More and more guilty criminals will get not guilty verdicts courtesy of liberal judges who pander to the crooks and criticize the victims.
As I stated, the list goes on and on. I realize that I could spend all day speaking of what will come but I realize that you all are shaking from withdrawals and need to get to your local water hole for the weekends festivities of vomit and smut.
But let me conclude with an optimistic tone.
If 2012 will be a disaster, 2013 will be the sunrise after a wicked storm with the inauguration of President Romney and high numbers of responsible Republicans in Congress.
I Plan on spending a quiet New Years evening with the wife, drinking some good wine and listening to Tchaikovsky's 1st and 4th Symphonies as conducted by the legendary Arturo Toscanini (for the record Tchaikovsky's 5th symphony is highly superificial and over-rated). I am certain that the lot of you will be drawing your beer from rusty kegs and vomiting in the streets to the tune of the latest rock and roll dribble.

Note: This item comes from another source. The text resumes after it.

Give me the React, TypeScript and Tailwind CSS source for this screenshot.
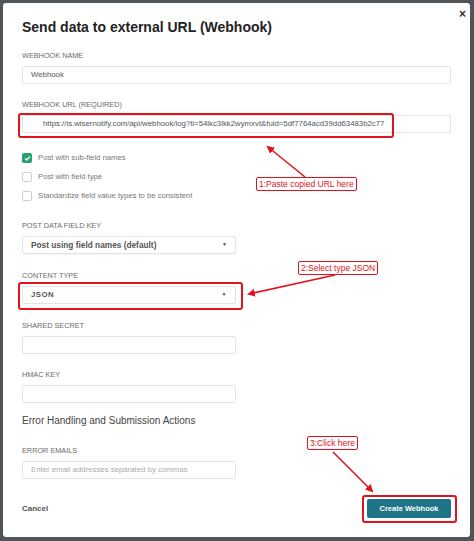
import React from 'react';

const label = 'block text-[7.3px] leading-[12px] uppercase text-[#6b6b6b]';
const input = 'h-[18px] border border-[#e4e4e4] rounded-[2px] bg-white px-2 flex items-center text-[7.8px] text-[#555]';

function Caret() {
  return <span className="ml-auto text-[5px] text-[#444]">▼</span>;
}

function Check({ on, text }: { on?: boolean; text: string }) {
  return (
    <div className="flex items-center h-[12px]">
      <span
        className={
          on
            ? 'w-[10px] h-[10px] rounded-[2px] bg-[#27a16e] flex items-center justify-center'
            : 'w-[10px] h-[10px] rounded-[2px] border border-[#cfcfcf] bg-white'
        }
      >
        {on && (
          <svg width="7" height="7" viewBox="0 0 10 10" fill="none" stroke="white" strokeWidth={2} strokeLinecap="round" strokeLinejoin="round">
            <path d="M2 5.3l2 2 4-4.6" />
          </svg>
        )}
      </span>
      <span className="ml-[6px] text-[7.7px] text-[#777]">{text}</span>
    </div>
  );
}

function Note({ text, className }: { text: string; className: string }) {
  return (
    <div className={`absolute h-[14px] px-[2px] flex items-center bg-white border-[1.5px] border-[#e0141e] rounded-[2px] text-[8.5px] text-[#e0141e] whitespace-nowrap ${className}`}>
      {text}
    </div>
  );
}

export default function App() {
  return (
    <div
      className="relative w-[474px] h-[541px] bg-[#50555a] p-[3px] overflow-hidden"
      style={{ fontFamily: '"Liberation Sans", Arial, sans-serif' }}
    >
      <div className="relative h-[534px] w-[467px] bg-white rounded-[3px] pt-[14px] px-[19px]">
        <span className="absolute right-[4px] top-[2px] text-[12px] font-bold text-[#333]">×</span>

        <h1 className="text-[14px] leading-[20px] font-bold text-[#222]">Send data to external URL (Webhook)</h1>

        <span className={`${label} mt-[13px]`}>Webhook Name</span>
        <div className={`${input} mt-[4px]`}>Webhook</div>

        <span className={`${label} mt-[15px]`}>Webhook URL (Required)</span>
        <div className={`${input} mt-[4px] pl-[20px] text-[#444]`}>
          https://is.wisernotify.com/api/webhook/log?ti=54lkc3lkk2wymxvt&amp;fuid=5df7764acd39dd63483b2c77
        </div>

        <div className="mt-[19px] flex flex-col gap-[7px]">
          <Check on text="Post with sub-field names" />
          <Check text="Post with field type" />
          <Check text="Standardize field value types to be consistent" />
        </div>

        <span className={`${label} mt-[18px]`}>Post Data Field Key</span>
        <div className={`${input} mt-[4px] w-[214px] text-[8.3px] text-[#333] font-bold shadow-[0_1px_1px_rgba(0,0,0,0.04)]`}>
          Post using field names (default)
          <Caret />
        </div>

        <span className={`${label} mt-[16px]`}>Content Type</span>
        <div className={`${input} mt-[4px] w-[214px] border-[#d6d6d6] bg-[#fafafa] text-[#333] font-bold tracking-[0.5px]`}>
          JSON
          <Caret />
        </div>

        <span className={`${label} mt-[16px]`}>Shared Secret</span>
        <div className={`${input} mt-[4px] w-[214px]`} />

        <span className={`${label} mt-[15px]`}>HMAC Key</span>
        <div className={`${input} mt-[4px] w-[214px]`} />

        <h2 className="mt-[10px] text-[10px] leading-[16px] text-[#444]">Error Handling and Submission Actions</h2>

        <span className={`${label} mt-[16px]`}>Error Emails</span>
        <div className={`${input} mt-[4px] w-[214px] text-[7.6px] text-[#aaa]`}>Enter email addresses separated by commas</div>

        <div className="mt-[20px] flex items-center justify-between">
          <span className="text-[8px] font-bold text-[#555]">Cancel</span>
          <button className="h-[19px] w-[84px] rounded-[2px] bg-[#1f7488] text-white text-[7.5px] font-bold">Create Webhook</button>
        </div>
      </div>

      {/* annotation overlay */}
      <div className="absolute left-[18px] top-[113px] w-[376px] h-[25px] border-2 border-[#e0141e] rounded-[3px]" />
      <div className="absolute left-[18px] top-[282px] w-[225px] h-[28px] border-2 border-[#e0141e] rounded-[3px]" />
      <div className="absolute left-[362px] top-[495px] w-[95px] h-[28px] border-2 border-[#e0141e] rounded-[3px]" />

      <svg className="absolute left-0 top-0" width="474" height="541" viewBox="0 0 474 541">
        <defs>
          <marker id="ah" markerWidth="8" markerHeight="8" refX="6" refY="4" orient="auto" markerUnits="userSpaceOnUse">
            <path d="M0 0L8 4L0 8z" fill="#e0141e" />
          </marker>
        </defs>
        <line x1="305" y1="177" x2="268" y2="147" stroke="#e0141e" strokeWidth={1.6} markerEnd="url(#ah)" />
        <line x1="335" y1="275" x2="249" y2="294" stroke="#e0141e" strokeWidth={1.6} markerEnd="url(#ah)" />
        <line x1="333" y1="452" x2="372" y2="491" stroke="#e0141e" strokeWidth={1.6} markerEnd="url(#ah)" />
      </svg>

      <Note text="1:Paste copied URL here" className="left-[256px] top-[177px]" />
      <Note text="2:Select type JSON" className="left-[298px] top-[261px]" />
      <Note text="3:Click here" className="left-[307px] top-[436px]" />
    </div>
  );
}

Nevertheless, make it a safe night and if it turns out otherwise, you have only yourselves to blame. Personal responsibility is the word.
Sadly, I will see most of you next year. Until then, Happy New Year and....Class Dismissed!!!!!!!!!!!

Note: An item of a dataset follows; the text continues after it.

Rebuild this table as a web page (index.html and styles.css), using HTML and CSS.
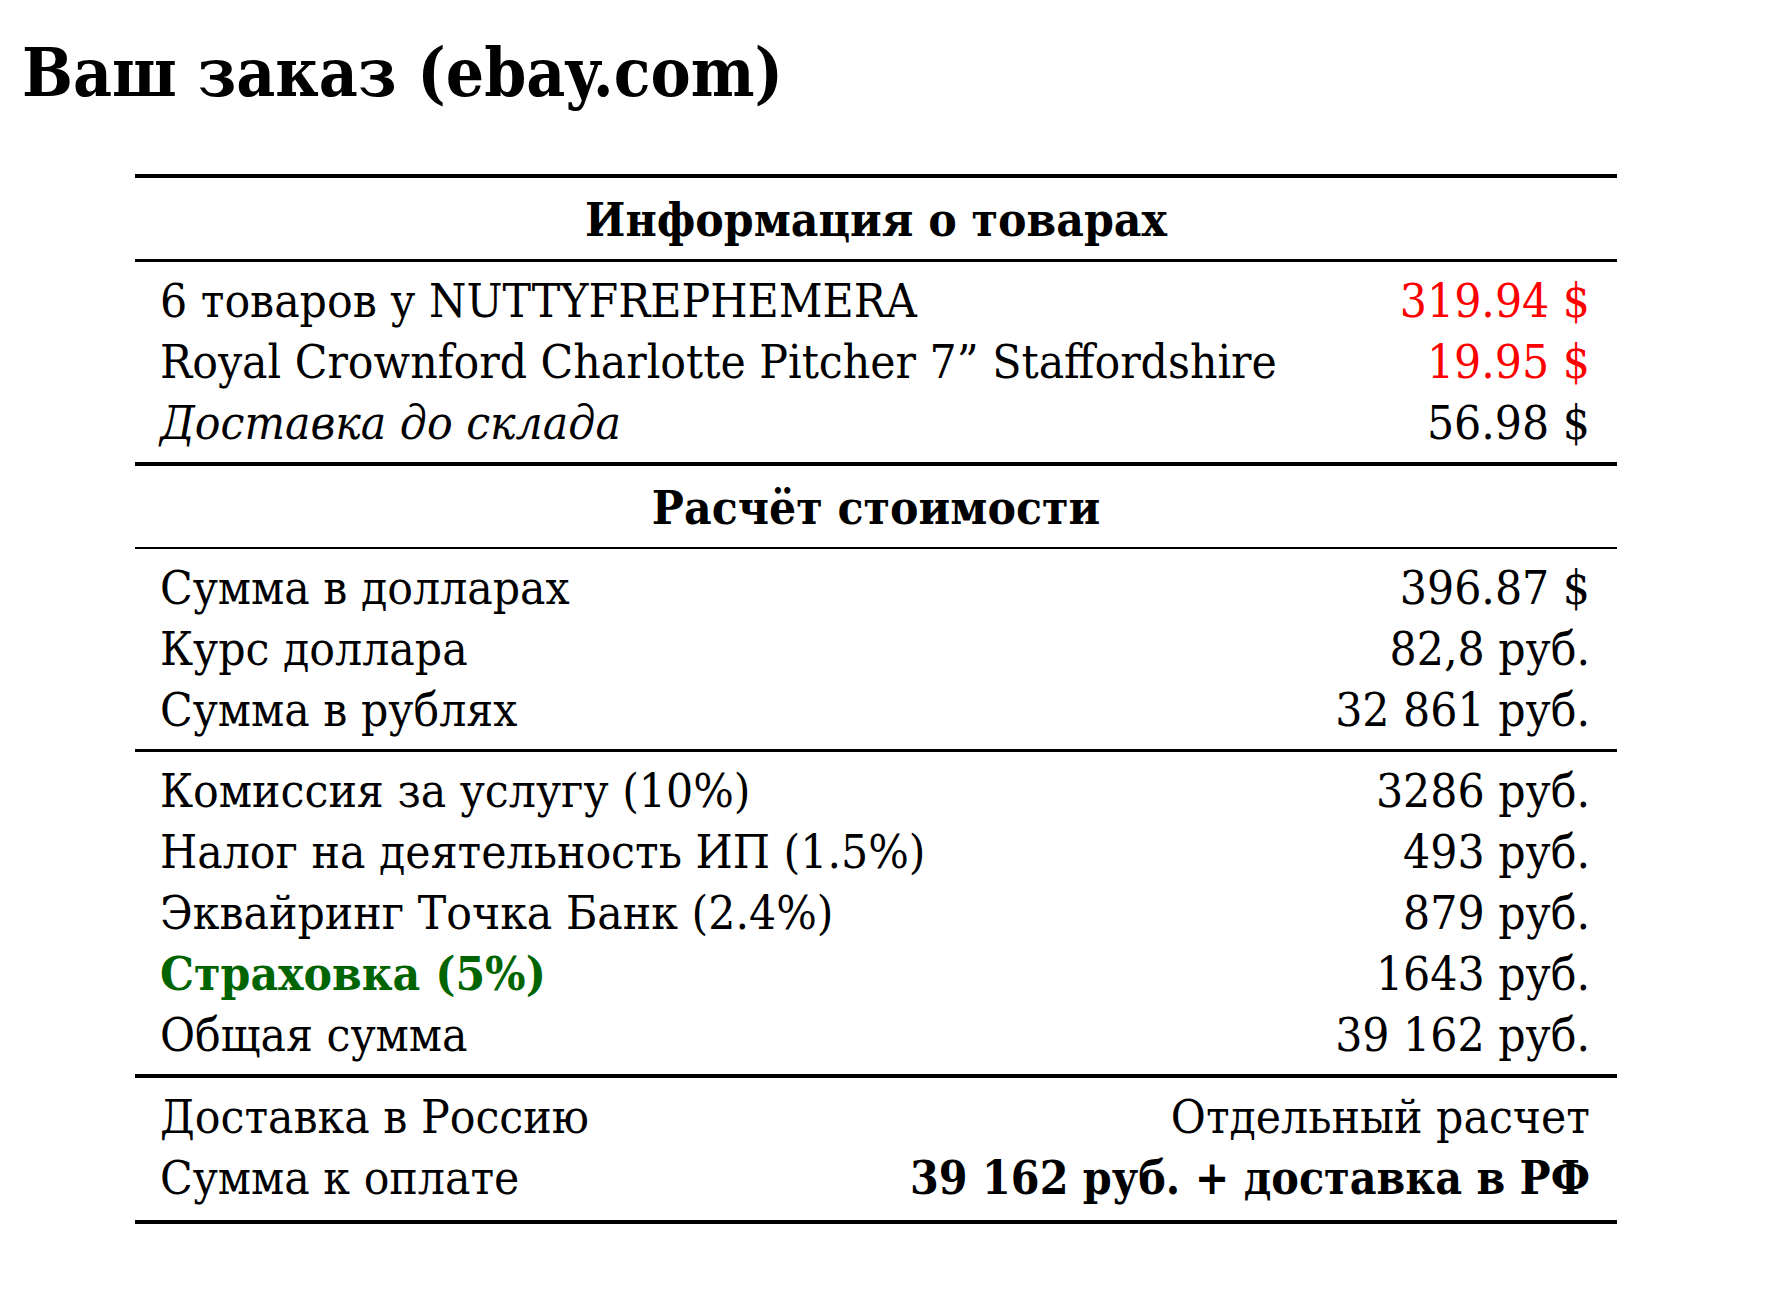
FILE: index.html
```html
<!DOCTYPE html>
<html lang="ru">
<head>
<meta charset="utf-8">
<title>Ваш заказ (ebay.com)</title>
<link rel="stylesheet" href="styles.css">
</head>
<body>
<h1 class="title">Ваш заказ (ebay.com)</h1>
<div class="order">
  <div class="head head-first">Информация о товарах</div>
  <div class="group rule-mid">
    <div class="row"><span>6 товаров у NUTTYFREPHEMERA</span><span class="red">319.94 $</span></div>
    <div class="row"><span>Royal Crownford Charlotte Pitcher 7” Staffordshire</span><span class="red">19.95 $</span></div>
    <div class="row"><span class="ital">Доставка до склада</span><span>56.98 $</span></div>
  </div>
  <div class="head rule-heavy">Расчёт стоимости</div>
  <div class="group rule-thin">
    <div class="row"><span>Сумма в долларах</span><span>396.87 $</span></div>
    <div class="row"><span>Курс доллара</span><span>82,8 руб.</span></div>
    <div class="row"><span>Сумма в рублях</span><span>32 861 руб.</span></div>
  </div>
  <div class="group rule-mid">
    <div class="row"><span>Комиссия за услугу (10%)</span><span>3286 руб.</span></div>
    <div class="row"><span>Налог на деятельность ИП (1.5%)</span><span>493 руб.</span></div>
    <div class="row"><span>Эквайринг Точка Банк (2.4%)</span><span>879 руб.</span></div>
    <div class="row"><span class="green">Страховка (5%)</span><span>1643 руб.</span></div>
    <div class="row"><span>Общая сумма</span><span>39 162 руб.</span></div>
  </div>
  <div class="group group-last rule-heavy">
    <div class="row"><span>Доставка в Россию</span><span>Отдельный расчет</span></div>
    <div class="row"><span>Сумма к оплате</span><span class="bold">39 162 руб. + доставка в РФ</span></div>
  </div>
</div>
</body>
</html>
```

FILE: styles.css
```css
html, body {
  margin: 0;
  padding: 0;
  background: #ffffff;
}

body {
  font-family: "DejaVu Serif", serif;
  font-stretch: condensed;
  color: #000000;
  width: 1775px;
  height: 1313px;
  overflow: hidden;
}

.title {
  margin: 0;
  padding: 33px 0 0 22px;
  font-size: 67px;
  line-height: 80px;
  font-weight: bold;
}

.order {
  margin: 61px 0 0 135px;
  width: 1482px;
  border-top: 4px solid #000;
  border-bottom: 4px solid #000;
  font-size: 47.5px;
}

.head {
  height: 81px;
  display: flex;
  align-items: center;
  justify-content: center;
  font-weight: bold;
}

.rule-heavy { border-top: 4px solid #000; }
.rule-mid { border-top: 3px solid #000; }
.rule-thin { border-top: 2px solid #000; }

.group {
  padding: 8px 27px 9px 25px;
}

.group-last {
  padding-bottom: 12px;
}

.row {
  display: flex;
  justify-content: space-between;
  align-items: baseline;
  line-height: 61px;
  height: 61px;
}

.red { color: #ff0000; }
.green { color: #006400; font-weight: bold; }
.ital { font-style: italic; }
.bold { font-weight: bold; font-size: 46px; }
```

At 1:29 PM, Anonymous Anonymous said...

and now on a more upbeat note:

Happy New Year, Yonkstur

We wish you good health and we wish you well in your future endeavors.

Pete Cassidy

At 1:35 AM, Anonymous Anonymous said...

Paul Splitorff played with the Kansas City Royals, not the KC A's. He came up with them in 1969, their first year. The A's were already in Oakland by then. Little minor typo, Yonk.

At 10:08 AM, Blogger David Yonki said...

Paul Splitorff played with the Kansas City Royals, not the KC A's. He came up with them in 1969, their first year. The A's were already in Oakland by then. Little minor typo, Yonk.